Stated exercise: Read through the entries below and return each line with the word "this".

Excerpted data:
______
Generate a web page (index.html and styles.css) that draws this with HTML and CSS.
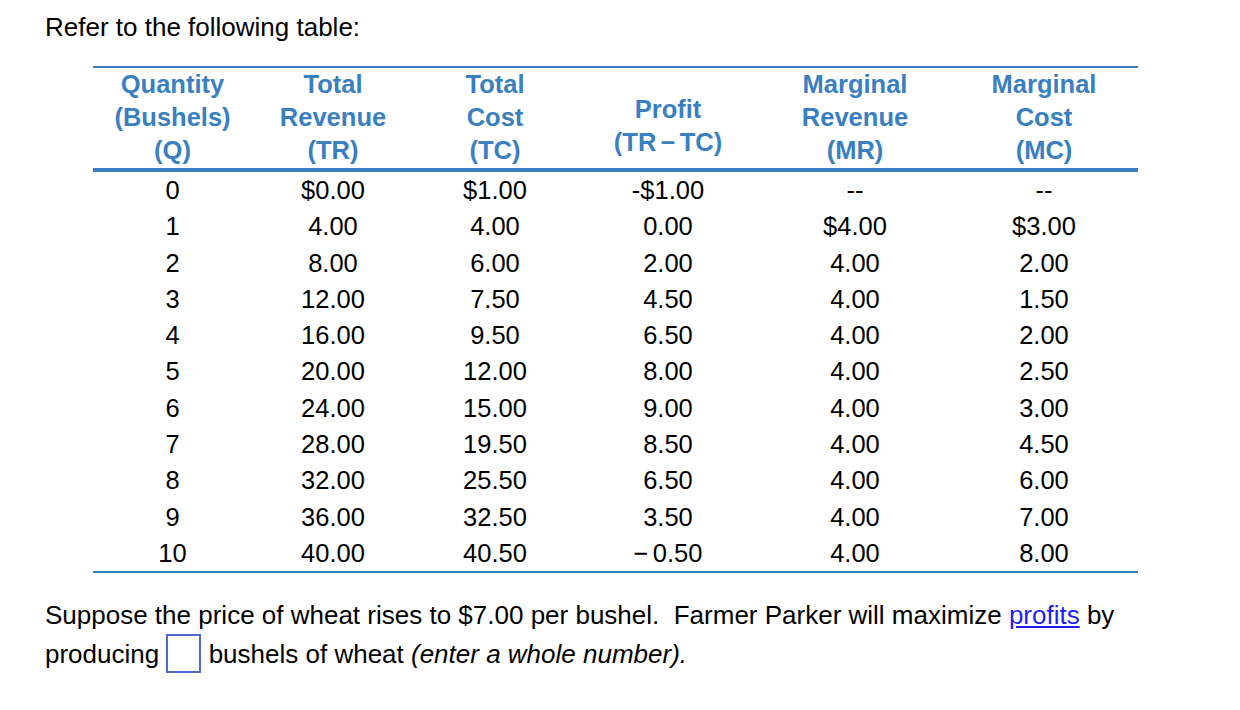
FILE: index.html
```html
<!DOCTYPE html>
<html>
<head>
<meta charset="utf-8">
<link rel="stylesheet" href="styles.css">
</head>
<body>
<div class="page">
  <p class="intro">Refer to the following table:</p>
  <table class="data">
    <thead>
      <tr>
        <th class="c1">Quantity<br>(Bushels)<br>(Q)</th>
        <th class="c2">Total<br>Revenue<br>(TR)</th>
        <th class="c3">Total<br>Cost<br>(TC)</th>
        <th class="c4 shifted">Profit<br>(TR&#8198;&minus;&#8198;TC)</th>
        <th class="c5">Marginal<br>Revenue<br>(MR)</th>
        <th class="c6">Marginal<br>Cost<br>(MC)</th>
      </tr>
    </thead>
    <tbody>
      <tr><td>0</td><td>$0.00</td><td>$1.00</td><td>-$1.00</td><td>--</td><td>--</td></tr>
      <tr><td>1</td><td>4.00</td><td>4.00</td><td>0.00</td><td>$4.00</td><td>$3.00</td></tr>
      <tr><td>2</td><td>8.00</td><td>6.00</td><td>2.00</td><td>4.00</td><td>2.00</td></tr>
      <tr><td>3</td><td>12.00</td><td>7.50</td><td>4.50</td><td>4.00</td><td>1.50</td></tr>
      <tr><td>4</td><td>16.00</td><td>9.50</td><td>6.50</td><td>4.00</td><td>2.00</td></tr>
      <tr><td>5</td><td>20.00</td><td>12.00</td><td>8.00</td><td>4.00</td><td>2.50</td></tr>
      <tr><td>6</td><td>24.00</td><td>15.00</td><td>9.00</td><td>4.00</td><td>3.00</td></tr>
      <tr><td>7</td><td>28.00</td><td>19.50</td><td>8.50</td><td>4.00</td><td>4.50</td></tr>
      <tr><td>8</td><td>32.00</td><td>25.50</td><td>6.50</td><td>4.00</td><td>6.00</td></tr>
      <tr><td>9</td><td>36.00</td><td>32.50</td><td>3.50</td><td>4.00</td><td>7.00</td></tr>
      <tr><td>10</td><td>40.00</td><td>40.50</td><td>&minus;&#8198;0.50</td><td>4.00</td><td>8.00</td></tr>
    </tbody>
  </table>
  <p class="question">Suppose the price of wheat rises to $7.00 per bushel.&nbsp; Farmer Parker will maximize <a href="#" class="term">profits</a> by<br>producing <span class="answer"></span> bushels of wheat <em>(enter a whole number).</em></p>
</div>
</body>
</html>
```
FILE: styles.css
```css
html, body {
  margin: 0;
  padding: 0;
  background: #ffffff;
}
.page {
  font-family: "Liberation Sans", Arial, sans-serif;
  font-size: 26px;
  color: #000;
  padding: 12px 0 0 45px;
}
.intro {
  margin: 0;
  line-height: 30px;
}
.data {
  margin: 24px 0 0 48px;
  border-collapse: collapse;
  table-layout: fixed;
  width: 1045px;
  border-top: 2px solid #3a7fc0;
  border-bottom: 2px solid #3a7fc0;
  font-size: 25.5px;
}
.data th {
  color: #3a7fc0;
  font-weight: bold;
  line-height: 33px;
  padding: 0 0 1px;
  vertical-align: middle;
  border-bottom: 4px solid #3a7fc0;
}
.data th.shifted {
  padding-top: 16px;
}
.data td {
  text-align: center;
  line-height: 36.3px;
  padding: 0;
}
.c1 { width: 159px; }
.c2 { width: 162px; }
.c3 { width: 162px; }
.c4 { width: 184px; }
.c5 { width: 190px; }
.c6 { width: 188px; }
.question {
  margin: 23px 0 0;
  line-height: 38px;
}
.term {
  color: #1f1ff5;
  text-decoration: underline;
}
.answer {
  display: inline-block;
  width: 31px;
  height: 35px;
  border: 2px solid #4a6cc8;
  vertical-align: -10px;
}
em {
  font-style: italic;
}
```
______
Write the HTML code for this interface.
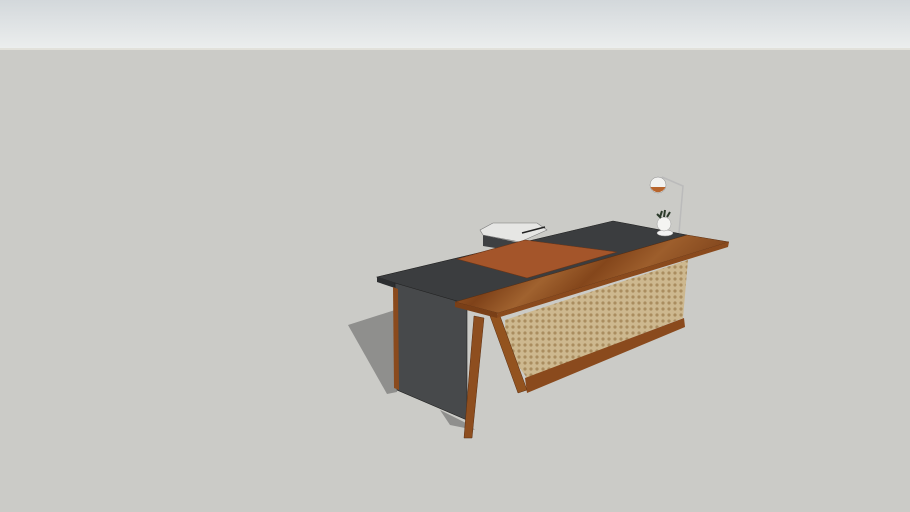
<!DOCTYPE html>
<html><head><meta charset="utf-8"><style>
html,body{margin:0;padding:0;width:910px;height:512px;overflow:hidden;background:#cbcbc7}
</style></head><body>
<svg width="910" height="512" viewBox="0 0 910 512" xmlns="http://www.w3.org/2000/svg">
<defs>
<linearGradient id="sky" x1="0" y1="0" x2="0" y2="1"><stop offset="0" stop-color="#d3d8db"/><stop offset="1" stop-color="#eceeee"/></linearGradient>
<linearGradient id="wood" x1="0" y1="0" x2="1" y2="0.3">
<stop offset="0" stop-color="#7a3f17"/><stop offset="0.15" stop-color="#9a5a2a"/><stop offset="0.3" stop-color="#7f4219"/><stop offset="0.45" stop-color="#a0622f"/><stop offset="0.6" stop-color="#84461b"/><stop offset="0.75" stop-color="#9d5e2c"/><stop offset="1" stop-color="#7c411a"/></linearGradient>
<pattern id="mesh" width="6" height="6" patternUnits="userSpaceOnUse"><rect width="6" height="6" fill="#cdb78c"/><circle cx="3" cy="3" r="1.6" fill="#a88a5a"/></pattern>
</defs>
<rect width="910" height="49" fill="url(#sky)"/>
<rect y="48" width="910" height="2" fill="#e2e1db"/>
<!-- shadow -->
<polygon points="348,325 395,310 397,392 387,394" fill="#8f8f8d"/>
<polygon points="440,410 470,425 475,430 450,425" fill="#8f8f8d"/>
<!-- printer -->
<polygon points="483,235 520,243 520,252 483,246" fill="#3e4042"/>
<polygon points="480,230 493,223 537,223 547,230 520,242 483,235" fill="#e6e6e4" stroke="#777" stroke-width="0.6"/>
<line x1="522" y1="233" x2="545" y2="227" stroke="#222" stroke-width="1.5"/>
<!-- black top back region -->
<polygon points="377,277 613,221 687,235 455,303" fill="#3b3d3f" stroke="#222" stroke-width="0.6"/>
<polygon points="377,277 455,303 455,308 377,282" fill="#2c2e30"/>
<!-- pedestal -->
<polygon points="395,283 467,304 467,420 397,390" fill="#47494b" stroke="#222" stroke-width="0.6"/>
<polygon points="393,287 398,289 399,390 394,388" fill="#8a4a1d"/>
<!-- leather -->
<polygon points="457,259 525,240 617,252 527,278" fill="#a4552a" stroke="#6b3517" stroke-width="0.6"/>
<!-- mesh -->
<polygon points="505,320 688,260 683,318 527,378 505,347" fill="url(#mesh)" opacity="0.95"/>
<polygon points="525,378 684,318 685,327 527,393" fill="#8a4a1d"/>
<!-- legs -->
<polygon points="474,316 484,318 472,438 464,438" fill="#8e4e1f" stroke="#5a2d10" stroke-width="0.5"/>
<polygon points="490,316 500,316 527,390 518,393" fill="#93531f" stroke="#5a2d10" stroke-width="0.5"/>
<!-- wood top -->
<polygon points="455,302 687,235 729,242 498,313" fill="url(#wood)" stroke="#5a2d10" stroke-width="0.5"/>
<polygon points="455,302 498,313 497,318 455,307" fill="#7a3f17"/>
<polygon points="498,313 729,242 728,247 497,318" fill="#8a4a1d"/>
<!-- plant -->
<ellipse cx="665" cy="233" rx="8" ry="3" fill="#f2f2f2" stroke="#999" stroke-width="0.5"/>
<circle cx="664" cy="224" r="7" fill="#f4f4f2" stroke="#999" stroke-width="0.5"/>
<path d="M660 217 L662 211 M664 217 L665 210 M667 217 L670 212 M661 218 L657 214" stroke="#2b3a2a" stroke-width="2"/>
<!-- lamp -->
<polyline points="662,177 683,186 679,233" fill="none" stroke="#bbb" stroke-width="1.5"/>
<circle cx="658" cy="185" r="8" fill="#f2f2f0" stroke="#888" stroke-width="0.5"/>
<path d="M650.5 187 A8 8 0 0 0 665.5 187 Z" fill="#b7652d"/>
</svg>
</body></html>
______
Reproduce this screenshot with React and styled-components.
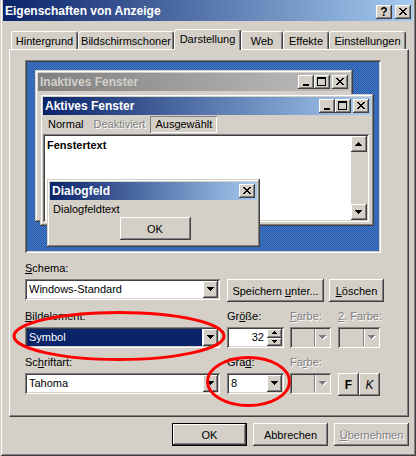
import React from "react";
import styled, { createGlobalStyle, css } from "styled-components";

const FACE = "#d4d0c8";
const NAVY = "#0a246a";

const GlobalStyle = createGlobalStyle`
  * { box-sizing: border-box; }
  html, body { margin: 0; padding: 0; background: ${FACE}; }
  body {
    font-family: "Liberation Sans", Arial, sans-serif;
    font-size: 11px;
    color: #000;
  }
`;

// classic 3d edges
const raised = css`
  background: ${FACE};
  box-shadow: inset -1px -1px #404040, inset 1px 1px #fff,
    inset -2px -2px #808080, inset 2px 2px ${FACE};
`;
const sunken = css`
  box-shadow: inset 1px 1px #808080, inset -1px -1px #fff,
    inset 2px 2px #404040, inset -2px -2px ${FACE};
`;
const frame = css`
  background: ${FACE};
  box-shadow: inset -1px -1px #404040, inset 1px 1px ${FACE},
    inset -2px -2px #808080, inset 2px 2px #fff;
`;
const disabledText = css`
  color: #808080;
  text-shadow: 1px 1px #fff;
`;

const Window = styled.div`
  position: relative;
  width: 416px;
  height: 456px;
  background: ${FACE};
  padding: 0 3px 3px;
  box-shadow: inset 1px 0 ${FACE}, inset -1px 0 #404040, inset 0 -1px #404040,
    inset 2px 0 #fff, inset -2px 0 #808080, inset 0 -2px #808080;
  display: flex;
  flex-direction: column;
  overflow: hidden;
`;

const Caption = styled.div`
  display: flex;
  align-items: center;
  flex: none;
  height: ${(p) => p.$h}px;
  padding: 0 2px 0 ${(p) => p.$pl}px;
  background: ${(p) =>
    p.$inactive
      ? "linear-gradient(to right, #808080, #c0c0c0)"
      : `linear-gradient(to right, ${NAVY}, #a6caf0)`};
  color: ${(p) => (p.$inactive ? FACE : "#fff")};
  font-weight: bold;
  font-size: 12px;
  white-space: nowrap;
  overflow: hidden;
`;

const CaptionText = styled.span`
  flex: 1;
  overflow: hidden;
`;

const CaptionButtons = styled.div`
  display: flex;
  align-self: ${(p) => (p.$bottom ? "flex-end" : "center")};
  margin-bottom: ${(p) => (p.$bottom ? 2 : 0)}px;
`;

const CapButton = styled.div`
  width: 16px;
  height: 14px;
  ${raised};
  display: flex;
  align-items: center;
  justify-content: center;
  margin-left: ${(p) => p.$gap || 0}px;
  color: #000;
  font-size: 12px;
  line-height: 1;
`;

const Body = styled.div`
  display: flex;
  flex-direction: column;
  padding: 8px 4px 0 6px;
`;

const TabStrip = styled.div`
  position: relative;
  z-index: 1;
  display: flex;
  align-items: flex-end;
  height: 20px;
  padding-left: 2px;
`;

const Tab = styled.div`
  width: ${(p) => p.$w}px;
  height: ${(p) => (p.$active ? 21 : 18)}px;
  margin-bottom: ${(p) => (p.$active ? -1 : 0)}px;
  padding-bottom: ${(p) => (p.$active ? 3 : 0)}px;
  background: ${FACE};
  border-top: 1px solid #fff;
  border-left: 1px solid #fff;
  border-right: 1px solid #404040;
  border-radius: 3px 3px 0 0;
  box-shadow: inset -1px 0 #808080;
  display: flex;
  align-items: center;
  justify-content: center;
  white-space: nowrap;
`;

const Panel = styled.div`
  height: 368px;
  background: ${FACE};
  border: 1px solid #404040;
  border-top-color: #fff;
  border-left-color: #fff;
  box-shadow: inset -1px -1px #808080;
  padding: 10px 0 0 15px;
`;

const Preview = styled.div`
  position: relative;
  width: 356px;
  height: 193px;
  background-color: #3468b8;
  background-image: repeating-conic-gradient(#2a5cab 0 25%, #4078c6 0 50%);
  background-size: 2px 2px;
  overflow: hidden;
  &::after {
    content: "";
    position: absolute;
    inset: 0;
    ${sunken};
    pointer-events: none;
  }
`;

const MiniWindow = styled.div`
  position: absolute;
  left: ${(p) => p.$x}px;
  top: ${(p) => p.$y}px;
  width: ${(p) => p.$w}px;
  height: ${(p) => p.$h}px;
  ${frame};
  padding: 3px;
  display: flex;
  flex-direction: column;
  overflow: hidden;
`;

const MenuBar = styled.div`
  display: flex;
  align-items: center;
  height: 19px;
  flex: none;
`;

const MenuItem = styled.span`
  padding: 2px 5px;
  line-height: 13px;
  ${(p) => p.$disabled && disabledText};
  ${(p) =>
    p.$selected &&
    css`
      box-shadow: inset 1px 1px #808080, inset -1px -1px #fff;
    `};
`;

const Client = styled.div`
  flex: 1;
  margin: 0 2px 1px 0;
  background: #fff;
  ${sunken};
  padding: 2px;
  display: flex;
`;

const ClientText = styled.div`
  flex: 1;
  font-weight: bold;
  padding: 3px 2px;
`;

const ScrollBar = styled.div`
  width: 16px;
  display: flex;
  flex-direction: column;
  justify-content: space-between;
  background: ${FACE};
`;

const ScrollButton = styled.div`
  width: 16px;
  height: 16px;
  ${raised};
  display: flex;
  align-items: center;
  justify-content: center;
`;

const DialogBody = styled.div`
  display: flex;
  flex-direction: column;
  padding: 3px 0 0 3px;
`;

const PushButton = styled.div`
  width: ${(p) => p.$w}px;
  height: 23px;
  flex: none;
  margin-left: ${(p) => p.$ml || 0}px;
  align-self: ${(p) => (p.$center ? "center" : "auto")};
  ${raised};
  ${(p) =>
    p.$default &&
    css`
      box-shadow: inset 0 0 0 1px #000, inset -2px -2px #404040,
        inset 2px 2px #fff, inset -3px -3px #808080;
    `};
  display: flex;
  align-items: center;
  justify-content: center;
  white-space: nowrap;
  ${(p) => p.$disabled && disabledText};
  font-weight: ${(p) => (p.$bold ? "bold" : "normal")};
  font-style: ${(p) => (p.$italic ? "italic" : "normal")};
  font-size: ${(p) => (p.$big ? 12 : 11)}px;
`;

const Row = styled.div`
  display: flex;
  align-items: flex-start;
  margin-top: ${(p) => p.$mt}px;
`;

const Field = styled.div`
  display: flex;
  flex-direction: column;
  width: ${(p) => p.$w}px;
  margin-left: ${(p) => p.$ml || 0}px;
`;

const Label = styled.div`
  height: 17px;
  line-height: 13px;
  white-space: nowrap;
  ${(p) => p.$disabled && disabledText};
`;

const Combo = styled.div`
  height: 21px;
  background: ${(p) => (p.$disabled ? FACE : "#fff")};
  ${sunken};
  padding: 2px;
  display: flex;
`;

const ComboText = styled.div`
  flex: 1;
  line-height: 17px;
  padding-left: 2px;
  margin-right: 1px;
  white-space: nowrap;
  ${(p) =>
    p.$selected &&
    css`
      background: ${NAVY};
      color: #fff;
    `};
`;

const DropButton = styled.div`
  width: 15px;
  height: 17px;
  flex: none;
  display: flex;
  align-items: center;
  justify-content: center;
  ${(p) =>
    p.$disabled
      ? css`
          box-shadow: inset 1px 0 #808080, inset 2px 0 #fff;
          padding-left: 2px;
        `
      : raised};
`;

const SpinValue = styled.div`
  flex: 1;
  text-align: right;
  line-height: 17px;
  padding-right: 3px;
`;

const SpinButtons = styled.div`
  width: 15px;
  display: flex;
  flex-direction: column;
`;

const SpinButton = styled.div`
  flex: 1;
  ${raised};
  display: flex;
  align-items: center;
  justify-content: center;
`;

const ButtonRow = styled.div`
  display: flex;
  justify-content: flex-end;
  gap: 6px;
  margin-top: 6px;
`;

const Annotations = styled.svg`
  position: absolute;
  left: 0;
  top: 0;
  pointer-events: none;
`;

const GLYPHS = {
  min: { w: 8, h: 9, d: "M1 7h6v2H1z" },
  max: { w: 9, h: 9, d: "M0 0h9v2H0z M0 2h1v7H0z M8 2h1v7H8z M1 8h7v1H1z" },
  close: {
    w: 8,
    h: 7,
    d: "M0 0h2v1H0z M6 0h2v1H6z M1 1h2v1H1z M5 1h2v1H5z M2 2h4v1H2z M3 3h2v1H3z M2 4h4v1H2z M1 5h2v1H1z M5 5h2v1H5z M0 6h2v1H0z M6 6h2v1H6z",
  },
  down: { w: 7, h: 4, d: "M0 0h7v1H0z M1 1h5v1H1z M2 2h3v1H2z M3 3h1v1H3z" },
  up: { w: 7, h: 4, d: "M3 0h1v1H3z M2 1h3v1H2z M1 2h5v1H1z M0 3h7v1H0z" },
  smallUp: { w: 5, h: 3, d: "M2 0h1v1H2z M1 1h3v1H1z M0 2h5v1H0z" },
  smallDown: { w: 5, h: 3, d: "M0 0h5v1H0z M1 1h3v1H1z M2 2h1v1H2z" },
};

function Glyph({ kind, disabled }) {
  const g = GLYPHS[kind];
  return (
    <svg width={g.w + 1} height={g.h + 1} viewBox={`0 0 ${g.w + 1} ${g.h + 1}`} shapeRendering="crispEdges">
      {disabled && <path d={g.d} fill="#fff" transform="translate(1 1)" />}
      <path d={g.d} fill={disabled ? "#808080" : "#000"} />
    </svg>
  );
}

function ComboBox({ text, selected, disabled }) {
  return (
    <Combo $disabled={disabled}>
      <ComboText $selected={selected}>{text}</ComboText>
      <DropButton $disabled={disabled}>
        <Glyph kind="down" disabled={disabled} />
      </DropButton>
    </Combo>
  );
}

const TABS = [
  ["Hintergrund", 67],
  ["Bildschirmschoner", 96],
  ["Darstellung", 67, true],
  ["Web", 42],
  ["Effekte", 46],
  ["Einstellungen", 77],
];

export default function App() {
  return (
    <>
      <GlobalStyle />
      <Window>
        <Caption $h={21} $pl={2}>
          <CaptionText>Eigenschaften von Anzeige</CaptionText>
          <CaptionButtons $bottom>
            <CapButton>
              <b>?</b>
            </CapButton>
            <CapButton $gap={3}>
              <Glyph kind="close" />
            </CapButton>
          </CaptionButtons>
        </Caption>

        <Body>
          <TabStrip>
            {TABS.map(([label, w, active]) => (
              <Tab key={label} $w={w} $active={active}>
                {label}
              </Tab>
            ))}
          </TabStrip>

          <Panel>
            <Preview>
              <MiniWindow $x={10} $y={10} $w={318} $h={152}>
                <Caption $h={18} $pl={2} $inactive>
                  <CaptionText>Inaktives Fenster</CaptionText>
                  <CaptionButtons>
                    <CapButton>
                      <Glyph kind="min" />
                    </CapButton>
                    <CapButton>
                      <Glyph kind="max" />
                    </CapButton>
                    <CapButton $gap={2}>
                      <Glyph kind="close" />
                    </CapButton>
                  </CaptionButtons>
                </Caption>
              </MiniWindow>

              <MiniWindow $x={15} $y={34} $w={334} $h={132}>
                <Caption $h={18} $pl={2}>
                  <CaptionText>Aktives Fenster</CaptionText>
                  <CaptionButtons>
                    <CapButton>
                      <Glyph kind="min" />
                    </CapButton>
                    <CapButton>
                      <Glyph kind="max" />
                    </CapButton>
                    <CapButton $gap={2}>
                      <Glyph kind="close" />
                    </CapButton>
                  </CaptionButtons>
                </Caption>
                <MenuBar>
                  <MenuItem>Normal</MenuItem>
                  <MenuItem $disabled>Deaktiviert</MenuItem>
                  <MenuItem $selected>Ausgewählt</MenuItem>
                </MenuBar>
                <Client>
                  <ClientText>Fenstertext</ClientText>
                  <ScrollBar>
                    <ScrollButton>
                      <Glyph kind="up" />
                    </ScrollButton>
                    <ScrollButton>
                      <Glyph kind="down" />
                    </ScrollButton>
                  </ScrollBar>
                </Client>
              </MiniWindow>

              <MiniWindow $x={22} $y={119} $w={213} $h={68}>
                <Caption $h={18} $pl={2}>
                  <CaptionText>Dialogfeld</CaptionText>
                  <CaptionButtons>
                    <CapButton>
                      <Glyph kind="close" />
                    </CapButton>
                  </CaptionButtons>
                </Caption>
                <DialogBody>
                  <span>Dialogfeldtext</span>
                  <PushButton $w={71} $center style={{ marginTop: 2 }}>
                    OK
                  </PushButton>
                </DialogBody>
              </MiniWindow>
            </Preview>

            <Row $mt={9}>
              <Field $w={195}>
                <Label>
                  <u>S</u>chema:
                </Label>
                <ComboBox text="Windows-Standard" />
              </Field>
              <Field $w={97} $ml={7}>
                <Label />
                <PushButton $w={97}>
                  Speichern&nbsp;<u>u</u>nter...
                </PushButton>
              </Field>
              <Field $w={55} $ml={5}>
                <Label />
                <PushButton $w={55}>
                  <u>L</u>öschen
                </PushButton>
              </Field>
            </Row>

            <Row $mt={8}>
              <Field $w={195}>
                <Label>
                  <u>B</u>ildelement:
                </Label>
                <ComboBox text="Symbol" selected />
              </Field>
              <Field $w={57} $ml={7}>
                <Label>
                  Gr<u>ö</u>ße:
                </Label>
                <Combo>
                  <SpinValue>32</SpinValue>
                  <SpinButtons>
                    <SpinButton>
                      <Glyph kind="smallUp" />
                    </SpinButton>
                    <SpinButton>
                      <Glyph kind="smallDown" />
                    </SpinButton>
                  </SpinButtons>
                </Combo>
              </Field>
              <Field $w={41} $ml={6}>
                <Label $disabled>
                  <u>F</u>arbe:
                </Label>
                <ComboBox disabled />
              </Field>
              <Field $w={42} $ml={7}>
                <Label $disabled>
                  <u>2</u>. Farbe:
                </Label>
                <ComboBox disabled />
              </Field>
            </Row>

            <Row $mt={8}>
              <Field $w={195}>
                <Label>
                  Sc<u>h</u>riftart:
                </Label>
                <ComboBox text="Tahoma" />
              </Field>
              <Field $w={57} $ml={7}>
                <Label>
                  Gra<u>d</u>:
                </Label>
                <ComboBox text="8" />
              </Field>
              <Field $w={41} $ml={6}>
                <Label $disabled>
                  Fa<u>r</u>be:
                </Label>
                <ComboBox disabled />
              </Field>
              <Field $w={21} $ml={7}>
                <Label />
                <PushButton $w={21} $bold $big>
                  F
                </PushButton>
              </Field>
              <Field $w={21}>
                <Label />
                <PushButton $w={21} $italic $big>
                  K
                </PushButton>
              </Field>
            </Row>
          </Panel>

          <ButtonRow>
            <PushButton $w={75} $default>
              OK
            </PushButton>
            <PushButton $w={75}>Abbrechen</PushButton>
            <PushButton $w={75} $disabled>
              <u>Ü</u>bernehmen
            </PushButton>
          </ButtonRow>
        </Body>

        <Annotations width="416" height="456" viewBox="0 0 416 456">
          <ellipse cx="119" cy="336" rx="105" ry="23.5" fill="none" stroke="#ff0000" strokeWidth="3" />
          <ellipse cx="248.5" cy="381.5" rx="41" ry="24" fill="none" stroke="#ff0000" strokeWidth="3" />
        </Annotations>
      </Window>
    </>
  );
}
______
Exercise result:
Generate a web page (index.html and styles.css) that draws this with HTML and CSS.
Write the HTML code for this interface.
Reproduce this screenshot with React and styled-components.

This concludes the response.